Fanny Ardant, et si on parlait aux étoiles ?

Le vendredi 10 juillet, dans le merveilleux temple de Bacchus, accompagnée de la violoncelliste Sonia Wieder Atherton, la comédienne Fanny Ardant redonnera vie à deux héroïnes tragiques de l'histoire de la littérature : Médée et Phèdre. Un événement magique, car quoi de plus féerique que de parler aux étoiles ?
Elle nous a accordé un entretien téléphonique. Un privilège mêlé à une joie intense. Comment contenir le flot de questions en une quinzaine de minutes ? Au premier salut, elle brise la glace et dit de sa voix de velours chaude et enveloppante: « Je suis de nature curieuse, j'aime parler à des inconnus. » Cette voix de braise porte le nom de Fanny Ardant.
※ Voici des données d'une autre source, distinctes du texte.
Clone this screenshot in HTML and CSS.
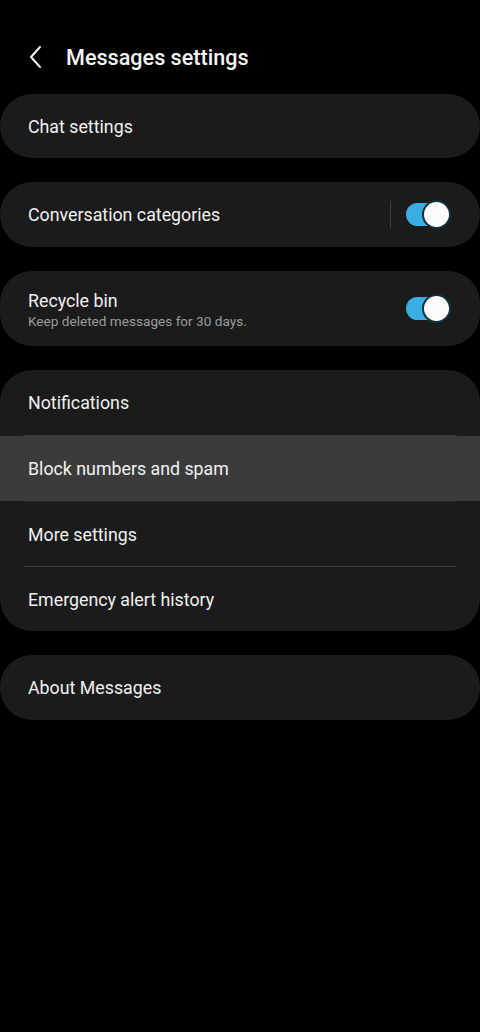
FILE: index.html
```html
<!DOCTYPE html>
<html lang="en">
<head>
    <meta charset="UTF-8">
    <title>Messages settings</title>
    <link rel="stylesheet" href="styles.css">
</head>
<body>
<div class="page">
    <div class="header">
        <svg class="back" width="14" height="24" viewBox="0 0 14 24">
            <path d="M11 2 L2 12 L11 22" fill="none" stroke="#f2f2f2" stroke-width="2" stroke-linecap="round" stroke-linejoin="round"/>
        </svg>
        <h1 class="title">Messages settings</h1>
    </div>

    <div class="card">
        <div class="row"><span class="label">Chat settings</span></div>
    </div>

    <div class="card">
        <div class="row row-switch">
            <span class="label">Conversation categories</span>
            <span class="vline"></span>
            <span class="toggle"></span>
        </div>
    </div>

    <div class="card">
        <div class="row row-tall">
            <div class="text">
                <span class="label">Recycle bin</span>
                <span class="sub">Keep deleted messages for 30 days.</span>
            </div>
            <span class="toggle"></span>
        </div>
    </div>

    <div class="card">
        <div class="row row-first"><span class="label">Notifications</span></div>
        <div class="divider"></div>
        <div class="row row-active"><span class="label">Block numbers and spam</span></div>
        <div class="divider divider-dark"></div>
        <div class="row"><span class="label">More settings</span></div>
        <div class="divider"></div>
        <div class="row"><span class="label">Emergency alert history</span></div>
    </div>

    <div class="card">
        <div class="row row-switch"><span class="label">About Messages</span></div>
    </div>
</div>
</body>
</html>
```

FILE: styles.css
```css
* {
    margin: 0;
    padding: 0;
    box-sizing: border-box;
}

body {
    background: #000000;
    font-family: Roboto, "Liberation Sans", sans-serif;
    color: #f1f1f1;
}

.page {
    width: 480px;
}

.header {
    display: flex;
    align-items: center;
    height: 94px;
    padding: 20px 0 0 29px;
}

.back {
    display: block;
}

.title {
    margin-left: 23px;
    font-size: 21.6px;
    font-weight: 500;
    color: #f4f4f4;
}

.card {
    background: #1b1b1b;
    border-radius: 32px;
    margin-bottom: 24px;
    overflow: hidden;
}

.row {
    display: flex;
    align-items: center;
    height: 64px;
    padding: 0 31px 0 28px;
}

.row-switch {
    height: 65px;
}

.row-first {
    height: 65px;
}

.row-tall {
    height: 75px;
}

.row-active {
    background: #3b3b3b;
    height: 65px;
}

.label {
    font-size: 17.8px;
    color: #f1f1f1;
    flex: 1;
}

.text {
    display: flex;
    flex-direction: column;
    flex: 1;
    padding-top: 2px;
}

.sub {
    font-size: 13.6px;
    color: #9c9c9c;
    margin-top: 2px;
}

.divider {
    height: 1px;
    margin: 0 23px;
    background: #3a3a3a;
}

.divider-dark {
    background: #2a2a2a;
}

.vline {
    width: 1px;
    height: 28px;
    background: #3e3e3e;
    margin-right: 15px;
}

.toggle {
    position: relative;
    width: 43px;
    height: 25px;
}

.toggle::before {
    content: "";
    position: absolute;
    left: 0;
    top: 1px;
    width: 41px;
    height: 23px;
    border-radius: 12px;
    background: #3aaee2;
}

.toggle::after {
    content: "";
    position: absolute;
    right: 0;
    top: 0;
    width: 25px;
    height: 25px;
    border-radius: 50%;
    background: #fbfbfb;
    box-shadow: 0 0 0 2px #13303d;
}
```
L'actrice raconte sa rencontre avec la musicienne Sonia Wieder Atherton (Grand prix Del Duca de l'Académie des beaux-arts 1999) et sa décision de monter ensemble ce projet de monologues : « J'aimais les sonorités du violoncelle et sa façon de penser la musique et le théâtre. Nous décidions alors de construire un dialogue ininterrompu entre les paroles et la musique. Comme un jeu de miroirs, d'échos. »

La flamme éternelle
Une voix et une musique qui vont pourfendre le ciel de Baalbeck et chuchoter aux oreilles des dieux qui ont habité les lieux. « Depuis mes débuts au conservatoire, j'ai toujours entendu parler des artistes qui se sont succédé dans ce lieu mythique. C'est ainsi que lorsqu'on me l'a proposé comme cadre pour mon spectacle (que j'avais déjà interprété au théâtre), j'étais enchantée. Des images poétiques défilaient dans ma tête, des images de pierres blanches mêlées à de la chaleur et à l'odeur des cèdres ».
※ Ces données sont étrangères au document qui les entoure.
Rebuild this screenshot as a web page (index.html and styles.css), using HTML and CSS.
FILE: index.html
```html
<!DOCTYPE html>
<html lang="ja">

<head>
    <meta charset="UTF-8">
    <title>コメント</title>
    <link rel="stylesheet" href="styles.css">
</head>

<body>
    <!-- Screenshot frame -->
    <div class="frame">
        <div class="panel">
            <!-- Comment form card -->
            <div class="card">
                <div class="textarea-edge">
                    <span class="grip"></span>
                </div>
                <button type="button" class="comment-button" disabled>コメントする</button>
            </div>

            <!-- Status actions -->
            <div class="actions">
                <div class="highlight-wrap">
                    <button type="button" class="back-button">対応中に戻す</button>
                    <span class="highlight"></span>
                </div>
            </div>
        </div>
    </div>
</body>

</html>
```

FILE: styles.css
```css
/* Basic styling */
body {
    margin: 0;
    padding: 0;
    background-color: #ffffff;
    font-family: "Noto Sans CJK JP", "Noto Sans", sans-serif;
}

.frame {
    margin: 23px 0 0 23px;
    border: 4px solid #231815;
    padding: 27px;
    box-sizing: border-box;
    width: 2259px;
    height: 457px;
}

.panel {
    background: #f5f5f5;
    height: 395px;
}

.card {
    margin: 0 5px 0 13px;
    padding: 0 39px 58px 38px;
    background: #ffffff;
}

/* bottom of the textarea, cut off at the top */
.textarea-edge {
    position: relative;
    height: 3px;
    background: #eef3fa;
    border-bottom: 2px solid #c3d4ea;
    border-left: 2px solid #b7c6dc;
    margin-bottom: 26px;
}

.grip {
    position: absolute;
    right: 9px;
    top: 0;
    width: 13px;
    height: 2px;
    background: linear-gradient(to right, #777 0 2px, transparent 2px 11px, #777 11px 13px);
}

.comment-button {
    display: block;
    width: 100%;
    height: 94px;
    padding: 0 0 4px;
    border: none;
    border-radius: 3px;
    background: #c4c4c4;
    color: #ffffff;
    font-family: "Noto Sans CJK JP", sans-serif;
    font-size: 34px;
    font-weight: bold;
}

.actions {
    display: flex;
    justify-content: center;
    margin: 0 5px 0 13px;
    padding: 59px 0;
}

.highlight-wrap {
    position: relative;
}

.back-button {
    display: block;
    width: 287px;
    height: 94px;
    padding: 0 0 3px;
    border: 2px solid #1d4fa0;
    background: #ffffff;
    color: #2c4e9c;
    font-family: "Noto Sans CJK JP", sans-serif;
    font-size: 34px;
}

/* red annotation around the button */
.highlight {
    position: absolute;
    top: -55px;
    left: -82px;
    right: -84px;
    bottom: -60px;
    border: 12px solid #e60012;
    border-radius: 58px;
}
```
Une vision aujourd'hui rendue réelle par la présence de ces deux artistes qui, par leur prestation, ranimeront la « flamme » et la feront perdurer à travers les âges « C'est l'amour-passion, l'amour fou qui consument Phèdre et Médée, ces deux personnages antiques et mythiques, magnifiés par Euripide et Racine, qui inspirent certes l'amour, mais aussi l'horreur et la violence », avoue Fanny Ardant, tout en soulignant que « les mots dits sous le ciel ne sont pas les mêmes que ceux qu'on dit dans un théâtre. Et lorsqu'on regarde les étoiles, c'est plus fort que de regarder les projecteurs. »
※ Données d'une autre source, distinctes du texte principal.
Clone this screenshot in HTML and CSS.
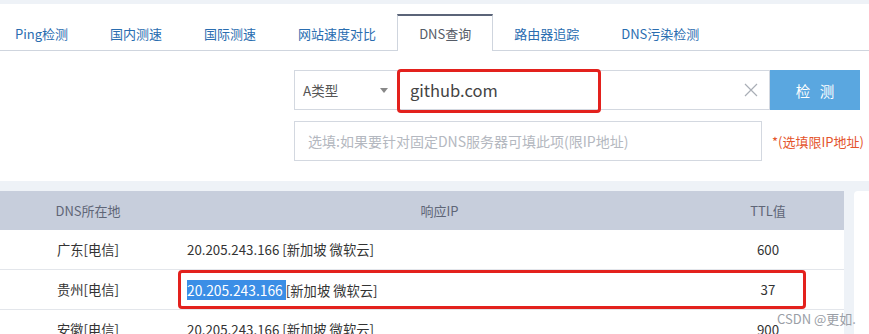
FILE: index.html
```html
<!DOCTYPE html>
<html lang="zh-CN">
<head>
  <meta charset="UTF-8" />
  <title>DNS查询</title>
  <link rel="stylesheet" href="styles.css">
</head>
<body>
  <div class="topstrip"></div>

  <div class="tabs">
    <a class="tab">Ping检测</a>
    <a class="tab">国内测速</a>
    <a class="tab">国际测速</a>
    <a class="tab">网站速度对比</a>
    <a class="tab active">DNS查询</a>
    <a class="tab">路由器追踪</a>
    <a class="tab">DNS污染检测</a>
  </div>

  <div class="form">
    <div class="row">
      <div class="select">
        <span>A类型</span>
        <span class="caret"></span>
      </div>
      <div class="host">
        <span class="value">github.com</span>
        <svg class="clear" width="14" height="14" viewBox="0 0 14 14">
          <path d="M1 1 L13 13 M13 1 L1 13" stroke="#a9aeb6" stroke-width="1.2" fill="none"/>
        </svg>
        <div class="mark host-mark"></div>
      </div>
      <button class="check">检&nbsp;&nbsp;&nbsp;测</button>
    </div>
    <div class="row second">
      <div class="server">选填:如果要针对固定DNS服务器可填此项(限IP地址)</div>
      <span class="note">*(选填限IP地址)</span>
    </div>
  </div>

  <div class="results">
    <div class="table-wrap">
      <table>
        <thead>
          <tr><th class="c1">DNS所在地</th><th class="c2">响应IP</th><th class="c3">TTL值</th></tr>
        </thead>
        <tbody>
          <tr><td class="c1">广东[电信]</td><td class="c2">20.205.243.166 [新加坡 微软云]</td><td class="c3">600</td></tr>
          <tr><td class="c1">贵州[电信]</td><td class="c2"><span class="sel">20.205.243.166 </span>[新加坡 微软云]</td><td class="c3">37</td></tr>
          <tr><td class="c1">安徽[电信]</td><td class="c2">20.205.243.166 [新加坡 微软云]</td><td class="c3">900</td></tr>
        </tbody>
      </table>
      <div class="mark row-mark"></div>
    </div>
    <div class="side"></div>
  </div>

  <div class="watermark">CSDN @更如.</div>
</body>
</html>
```

FILE: styles.css
```css
body {
  margin: 0;
  width: 869px;
  height: 334px;
  overflow: hidden;
  position: relative;
  background: #fff;
  font-family: "Noto Sans CJK SC", "Liberation Sans", sans-serif;
  font-size: 13px;
  color: #333;
}

.topstrip { height: 4px; background: #eef2f7; }

.tabs {
  display: flex;
  height: 45px;
  padding-top: 1px;
  border-bottom: 1px solid #cfd5de;
  box-sizing: content-box;
  align-items: flex-end;
}
.tab {
  display: flex;
  align-items: center;
  height: 36px;
  padding: 0 21px;
  color: #2a6db0;
  box-sizing: border-box;
  position: relative;
  top: 1px;
  line-height: 1;
  font-size: 13px;
}
.tab:first-child { padding-left: 15px; }
.tab.active {
  color: #555b66;
  background: #fff;
  border-top: 2px solid #5b6478;
  border-left: 1px solid #cfd5de;
  border-right: 1px solid #cfd5de;
  padding: 0 21px;
  height: 37px;
}

.form { height: 130px; padding-left: 294px; box-sizing: border-box; padding-top: 19px; }
.row { display: flex; align-items: center; }
.row.second { margin-top: 11px; }

.select {
  width: 103px;
  height: 40px;
  border: 1px solid #d3d8e0;
  border-right: none;
  box-sizing: border-box;
  display: flex;
  align-items: center;
  justify-content: space-between;
  padding: 0 9px 0 8px;
  color: #555;
  font-size: 13.5px;
}
.caret {
  width: 0; height: 0;
  border-left: 4px solid transparent;
  border-right: 4px solid transparent;
  border-top: 5px solid #888;
}

.host {
  position: relative;
  width: 373px;
  height: 40px;
  border: 1px solid #d3d8e0;
  box-sizing: border-box;
  display: flex;
  align-items: center;
  justify-content: space-between;
  padding: 0 11px 0 12px;
}
.host .value { font-size: 16.5px; color: #444; }

.mark {
  position: absolute;
  border: 3px solid #e3211d;
  border-radius: 4px;
  box-sizing: border-box;
}
.host-mark { left: -1px; top: -2px; width: 204px; height: 44px; }

.check {
  width: 90px;
  height: 40px;
  border: none;
  background: #5aa7e0;
  color: #fff;
  font-family: inherit;
  font-size: 14.5px;
  padding: 0;
}

.server {
  width: 468px;
  height: 40px;
  border: 1px solid #d3d8e0;
  box-sizing: border-box;
  display: flex;
  align-items: center;
  padding-left: 13px;
  color: #b4b8c0;
  font-size: 14px;
}
.note { margin-left: 10px; color: #e4542c; font-size: 13px; white-space: nowrap; }

.results {
  background: #eef2f7;
  padding-top: 10px;
  display: flex;
  gap: 10px;
  height: 154px;
  box-sizing: border-box;
}
.table-wrap { position: relative; width: 844px; background: #fff; }
.side { flex: 1; background: #fff; border-top-left-radius: 4px; }

table { width: 100%; border-collapse: collapse; }
th {
  height: 39px;
  background: #c7cedc;
  color: #5f6677;
  font-weight: normal;
  padding: 0;
}
td {
  height: 39px;
  border-bottom: 1px solid #e3e6eb;
  padding: 0;
  color: #333;
  font-size: 13.3px;
}
.c1 { width: 176px; text-align: center; }
.c2 { text-align: left; padding-left: 11px; }
th.c2 { text-align: center; }
.c3 { width: 152px; text-align: center; }

.sel { background: #3b8ee6; color: #fff; font-size: 13.8px; }

.row-mark { left: 178px; top: 79px; width: 628px; height: 39px; }

.watermark {
  position: absolute;
  left: 777px;
  top: 309px;
  color: #9a9ea6;
  font-size: 13px;
}
```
La comédienne rappelle, en passant, qu'on retrouve plus Médée que Phèdre dans le monde contemporain, car il y a dans les textes d'Euripide une modernité du propos de la femme. « Je pense, dit-elle, qu'il y a toujours une femme derrière un homme, mais lorsque l'abandon, la trahison l'assaillent, nos sociétés, aussi modernes soient-elles, nous disent d'accepter, de nous résigner et de tourner la page. Médée, elle, ne tourne pas la page. »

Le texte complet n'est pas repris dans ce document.